Natural-Language-Processing Techniques for Oil and Gas Drilling Data

Topics: Data and information management

You have access to this full article to experience the outstanding content available to SPE members and JPT subscribers.

To ensure continued access to JPT's content, please Sign In, JOIN SPE, or Subscribe to JPT

Recent advances in search, machine learning, and natural-language processing have made it possible to extract structured information from free text, providing a new and largely untapped source of insight for well and reservoir planning. However, major challenges are involved in applying these techniques to data that are messy or that lack a labeled training set. This paper presents a method to compare the distribution of hypothesized and realized risks to oil wells described in two data sets that contain free-text descriptions of risks.


In the oil and gas industry, risk identification and risk assessment are critical. This holds particularly true during the drilling stages, which cannot begin before a risk assessment is conducted. While these risk assessments are typically conducted in a group setting, the project drilling engineer usually has a predetermined list of risks and likelihood scores that are the focus of the conversation.

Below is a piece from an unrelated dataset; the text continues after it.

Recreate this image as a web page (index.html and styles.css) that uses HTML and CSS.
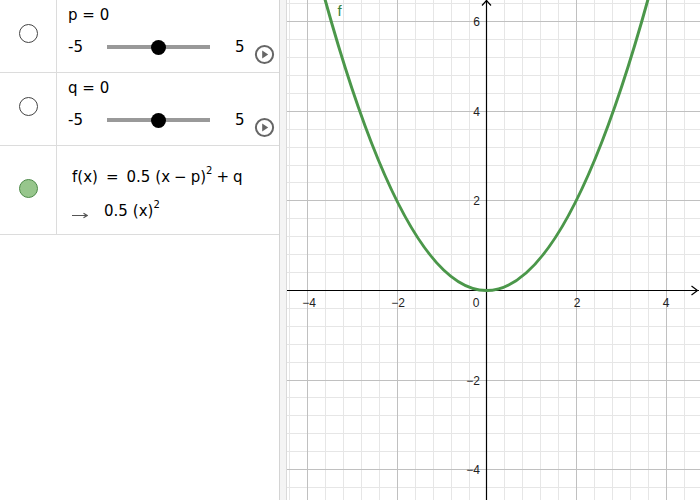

One problem with this approach is that drilling engineers are inherently biased by personal experiences, which can affect their view on how likely an event is to happen. For example, if a project drilling engineer recently encountered well-control issues, the engineer will likely overestimate the chance of future well-control issues. On the other hand, if the engineer has never encountered a well-control issue, it may be unintentionally omitted altogether from the risk assessments.

Using historical data as a barometer could help the drilling engineer overcome these issues, though doing so requires a unified view of both prior risk assessments and prior issues encountered. Chevron maintains both data sets in disparate systems. The Risk Assessment database contains descriptions of risks from historical risk assessments, and the Well Operations database contains descriptions of unexpected events and associated unexpected-event codes, which categorize the unexpected events.

Leveraging both, a system has been created that allows a project drilling engineer to enter a risk in natural language, return drilling codes related to this risk, produce statistics showing how often these types of events have happened in the past, and predict the likelihood of the problem occurring in certain fields.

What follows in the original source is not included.